Lunga di Napoli squashes have sweet, crisp flesh that can be used in many ways

It’s almost comical, like a game of in-garden peek-a-boo, how, every time I check on the winter squash vines growing on three partially decomposed compost heaps, I discover more squashes that had been well hidden under canopies of large leaves.

As the foliage began to flag slightly, early in the month, more long, dark green Lunga di Napoli squashes emerged out of hiding, no longer camouflaged by large leaves of the same deep colouring.

As we advance further into autumn, I’ll be searching diligently for a 2024 seed source. I would not want to be without a winter’s supply of this large, easily cut squash with its sweet, crisp flesh that can be used in so many ways — in soups, grated raw into salads, baked in pies and cakes, and used as a side vegetable. I’m planning to try grated Lunga di Napoli flesh in my carrot cake recipe — in place of the carrot.

This squash produces few seeds, but there is bound to be a source among the many seed companies specializing in preserving long-treasured heirloom varieties.

Transitioning. The first full day of autumn, today, brings with it the familiar, seasonal sense of new beginnings, almost as though this is the real beginning of a new year. It’s a time of harvesting, tidying up and planning for the next active growing season.

As nights begin to lengthen in late summer, I’m drawn to the accumulations of papers and books, clothing, household possessions and saved seeds that need sorting and thinning, items considered “extras” passed along as gifts or donations.
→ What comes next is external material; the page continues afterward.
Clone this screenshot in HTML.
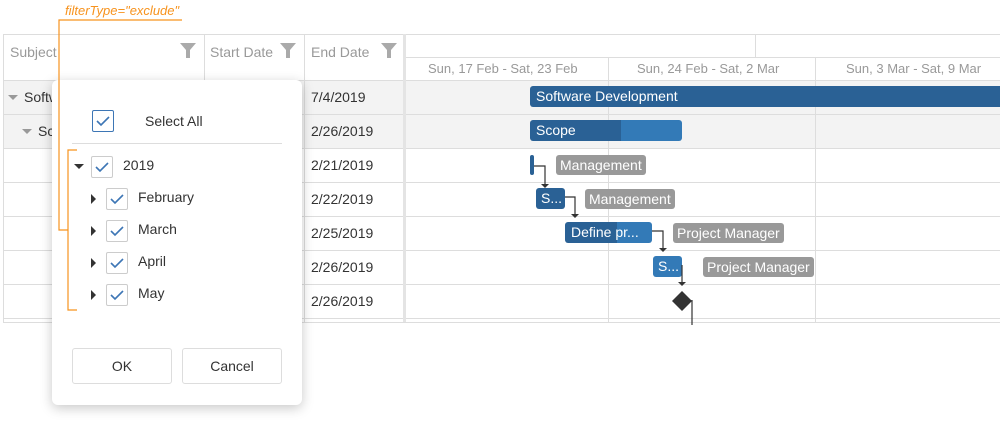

Time to lighten up and carve a path toward a simpler time ahead.

A rough sketch of placements in the vegetable plots for 2024 has begun. An inventory of seeds on hand has been made. It will serve as a guide to purchases for next year’s garden.

The autumn equinox in history has been seen as a point of transition toward a period of freedom from being possessed by possessions, a time of greater inward thoughtfulness. In the garden, we begin to experience a “letting go” of the fullness of summer as diminished light and shorter days lead inevitably to increased stillness.

I’ve been immensely grateful this year for the late summer flowers, for I have needed them as part of sharing and alleviating sadness over the sudden, shocking loss of a friend I’d known and gardened with for almost three decades. There were flowers for the kitchen and the room of a mutual friend who came to stay shortly after Daphne’s death, and flowers for a bouquet to take to her memorial.

Dahlias that have been in the garden for many years can always be counted on to provide a long season of showy blooms. Cosmos is another faithful provider of floral beauty. Hydrangea and the taller sorts of sedum are further stalwarts of the late summer and early autumn flower garden.

Somehow, flowers impart comfort and a softening of grief. Nature heals.

Memories. I am looking at a gorgeous orange and gold begonia set in a bowl on my kitchen counter and thinking back to my birth family’s home during my years at university. Along one lightly shaded side of the house, my father grew begonias every year.

My parents were often asked to serve as “chaperones” at university formal dances (“proms”). I have photos of one such evening, at home before one of these occasions. My mother is in a long golden gown, with a fully double yellow begonia pinned at the back of her hair.

I’m remembering also my mother creating an impressive table centrepiece by floating begonia blossoms in water in a shallow, dark green bowl that offered an effective contrast to the bright begonia colours

Though begonias are not suitable for use as cut flowers in the ordinary way, they still can be gathered to create easily made, attractive indoor floral displays. For me, they also bring remembrance.


View Royal meeting. The View Royal Garden Club will meet on Wednesday, Sept. 27, at 7:30 p.m. in Wheeley Hall, behind Esquimalt United Church, 500 Admirals Rd. Entrance is off Lyall St. Maria Hendrix, from West Bay Rock Gardens, will describe how to create successful, long-lived, drought tolerant and low-maintenance rock gardens. A judged mini-show will feature exhibits from members’ gardens. Everyone is welcome. Non-member drop-in fee $5.